> [What the task requires]
Scan each line of the records for the word "React" and extract the ones that have it.

> [Entries supplied]
* Begin *

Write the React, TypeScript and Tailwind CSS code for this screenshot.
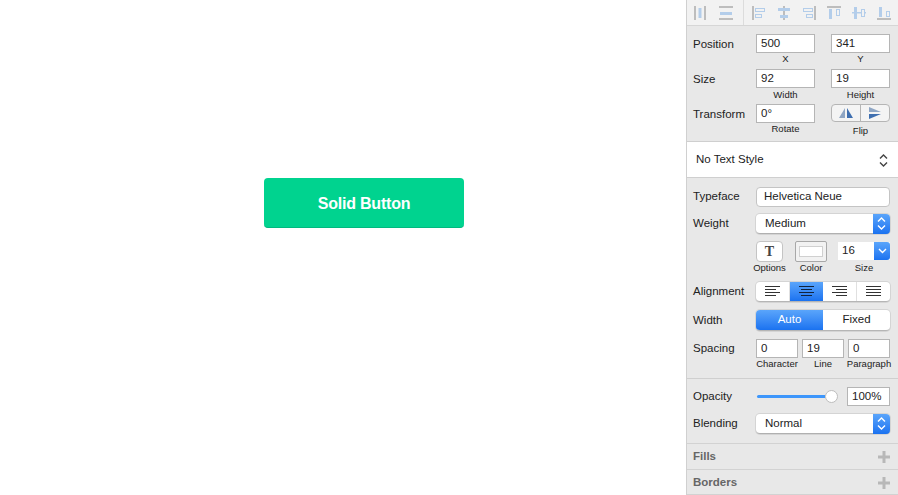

* End *
* Begin *

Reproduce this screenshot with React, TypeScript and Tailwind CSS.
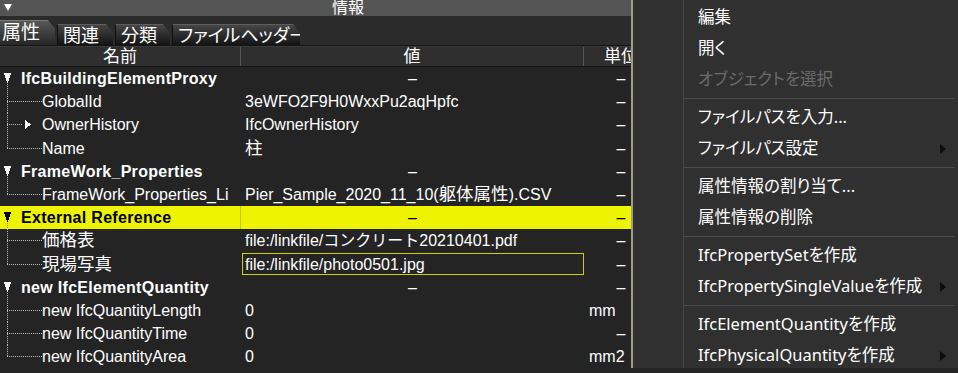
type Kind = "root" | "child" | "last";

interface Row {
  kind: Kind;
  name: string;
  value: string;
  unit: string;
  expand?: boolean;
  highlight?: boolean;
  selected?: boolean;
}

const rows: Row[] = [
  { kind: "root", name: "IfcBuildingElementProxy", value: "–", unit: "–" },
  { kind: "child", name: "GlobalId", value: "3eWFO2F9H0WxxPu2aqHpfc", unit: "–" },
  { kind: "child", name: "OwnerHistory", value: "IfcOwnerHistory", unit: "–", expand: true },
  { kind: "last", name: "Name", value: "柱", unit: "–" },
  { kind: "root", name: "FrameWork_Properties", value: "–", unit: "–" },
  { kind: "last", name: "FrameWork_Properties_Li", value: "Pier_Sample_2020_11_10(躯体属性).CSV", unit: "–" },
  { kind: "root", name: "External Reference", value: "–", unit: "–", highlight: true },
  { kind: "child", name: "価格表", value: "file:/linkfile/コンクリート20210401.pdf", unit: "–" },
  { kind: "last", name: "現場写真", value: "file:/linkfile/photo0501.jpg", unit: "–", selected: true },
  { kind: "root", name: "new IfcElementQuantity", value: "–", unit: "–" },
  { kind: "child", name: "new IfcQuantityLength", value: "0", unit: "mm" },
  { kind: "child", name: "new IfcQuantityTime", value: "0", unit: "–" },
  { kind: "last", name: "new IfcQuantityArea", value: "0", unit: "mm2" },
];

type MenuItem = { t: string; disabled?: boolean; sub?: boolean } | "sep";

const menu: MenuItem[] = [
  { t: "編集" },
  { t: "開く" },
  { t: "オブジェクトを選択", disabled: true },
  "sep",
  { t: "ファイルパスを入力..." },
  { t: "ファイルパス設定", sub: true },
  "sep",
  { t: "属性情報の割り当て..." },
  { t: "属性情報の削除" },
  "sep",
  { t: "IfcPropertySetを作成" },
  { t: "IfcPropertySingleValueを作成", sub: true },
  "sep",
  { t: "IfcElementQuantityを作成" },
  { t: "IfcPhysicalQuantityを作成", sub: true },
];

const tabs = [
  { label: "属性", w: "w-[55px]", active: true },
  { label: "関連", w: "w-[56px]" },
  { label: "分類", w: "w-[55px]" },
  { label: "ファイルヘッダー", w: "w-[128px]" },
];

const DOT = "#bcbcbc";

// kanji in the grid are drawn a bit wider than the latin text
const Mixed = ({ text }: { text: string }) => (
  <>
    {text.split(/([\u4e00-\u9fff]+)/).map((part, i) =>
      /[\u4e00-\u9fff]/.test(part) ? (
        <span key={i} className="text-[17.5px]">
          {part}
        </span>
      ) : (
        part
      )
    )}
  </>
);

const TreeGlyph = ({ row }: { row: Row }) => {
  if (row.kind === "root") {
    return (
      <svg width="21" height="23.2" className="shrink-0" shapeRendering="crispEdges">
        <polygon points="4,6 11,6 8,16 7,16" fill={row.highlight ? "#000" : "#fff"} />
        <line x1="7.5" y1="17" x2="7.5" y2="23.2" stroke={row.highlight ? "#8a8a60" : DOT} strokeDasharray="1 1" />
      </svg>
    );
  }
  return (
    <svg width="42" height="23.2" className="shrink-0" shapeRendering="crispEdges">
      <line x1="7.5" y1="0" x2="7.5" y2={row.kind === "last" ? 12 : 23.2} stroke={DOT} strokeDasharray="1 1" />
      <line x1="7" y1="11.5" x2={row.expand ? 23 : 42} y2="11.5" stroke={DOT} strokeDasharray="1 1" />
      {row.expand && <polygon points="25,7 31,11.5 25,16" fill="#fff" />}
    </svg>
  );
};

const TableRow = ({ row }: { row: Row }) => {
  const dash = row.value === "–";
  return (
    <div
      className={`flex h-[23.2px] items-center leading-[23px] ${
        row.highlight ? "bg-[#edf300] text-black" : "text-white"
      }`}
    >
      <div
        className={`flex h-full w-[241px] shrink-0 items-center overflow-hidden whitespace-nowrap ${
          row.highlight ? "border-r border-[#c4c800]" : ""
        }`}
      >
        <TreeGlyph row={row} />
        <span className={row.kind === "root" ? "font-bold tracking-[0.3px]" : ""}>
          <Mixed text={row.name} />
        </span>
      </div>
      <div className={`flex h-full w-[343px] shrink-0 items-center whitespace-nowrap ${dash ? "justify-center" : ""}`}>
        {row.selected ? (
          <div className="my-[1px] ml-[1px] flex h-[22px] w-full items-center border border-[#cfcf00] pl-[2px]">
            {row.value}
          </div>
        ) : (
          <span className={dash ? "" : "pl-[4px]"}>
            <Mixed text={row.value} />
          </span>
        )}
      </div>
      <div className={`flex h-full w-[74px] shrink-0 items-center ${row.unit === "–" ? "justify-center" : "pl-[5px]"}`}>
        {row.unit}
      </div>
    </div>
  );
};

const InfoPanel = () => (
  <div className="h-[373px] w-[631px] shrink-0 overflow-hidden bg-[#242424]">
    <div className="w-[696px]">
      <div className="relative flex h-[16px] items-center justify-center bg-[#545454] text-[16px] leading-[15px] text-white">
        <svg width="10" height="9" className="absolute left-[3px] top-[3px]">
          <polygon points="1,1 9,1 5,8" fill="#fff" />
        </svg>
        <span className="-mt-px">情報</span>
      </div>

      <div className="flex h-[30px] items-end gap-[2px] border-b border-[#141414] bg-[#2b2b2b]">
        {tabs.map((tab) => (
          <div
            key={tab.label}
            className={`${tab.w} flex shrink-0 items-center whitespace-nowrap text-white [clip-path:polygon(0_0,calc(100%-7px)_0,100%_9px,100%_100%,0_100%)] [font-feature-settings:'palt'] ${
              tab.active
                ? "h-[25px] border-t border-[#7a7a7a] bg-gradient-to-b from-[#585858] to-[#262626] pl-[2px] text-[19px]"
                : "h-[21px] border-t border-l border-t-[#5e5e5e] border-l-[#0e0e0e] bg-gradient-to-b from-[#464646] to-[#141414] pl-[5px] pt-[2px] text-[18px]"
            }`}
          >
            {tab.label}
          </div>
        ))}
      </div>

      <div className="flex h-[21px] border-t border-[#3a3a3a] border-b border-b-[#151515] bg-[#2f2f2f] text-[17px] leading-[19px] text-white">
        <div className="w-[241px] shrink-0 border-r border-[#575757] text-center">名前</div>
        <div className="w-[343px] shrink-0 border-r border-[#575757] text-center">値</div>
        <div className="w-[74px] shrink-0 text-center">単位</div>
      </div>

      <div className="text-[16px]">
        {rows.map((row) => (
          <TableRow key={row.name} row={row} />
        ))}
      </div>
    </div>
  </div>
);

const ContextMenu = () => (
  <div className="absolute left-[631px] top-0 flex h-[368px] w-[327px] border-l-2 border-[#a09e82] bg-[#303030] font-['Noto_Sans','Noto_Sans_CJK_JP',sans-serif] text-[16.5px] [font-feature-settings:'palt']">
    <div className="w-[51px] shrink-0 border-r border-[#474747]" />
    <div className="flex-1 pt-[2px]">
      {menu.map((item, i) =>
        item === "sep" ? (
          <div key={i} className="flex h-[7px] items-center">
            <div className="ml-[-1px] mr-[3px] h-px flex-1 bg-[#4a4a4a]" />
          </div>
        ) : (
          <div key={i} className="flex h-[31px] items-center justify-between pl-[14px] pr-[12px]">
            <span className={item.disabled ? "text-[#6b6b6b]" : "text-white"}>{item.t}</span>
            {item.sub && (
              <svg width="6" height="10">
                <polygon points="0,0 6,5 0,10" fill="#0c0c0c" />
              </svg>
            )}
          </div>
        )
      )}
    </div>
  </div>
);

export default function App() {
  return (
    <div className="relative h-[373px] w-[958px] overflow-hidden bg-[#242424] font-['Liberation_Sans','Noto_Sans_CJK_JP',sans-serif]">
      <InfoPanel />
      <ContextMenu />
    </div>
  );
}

* End *

> [Solution for this problem]
Write the React, TypeScript and Tailwind CSS code for this screenshot.
Reproduce this screenshot with React, TypeScript and Tailwind CSS.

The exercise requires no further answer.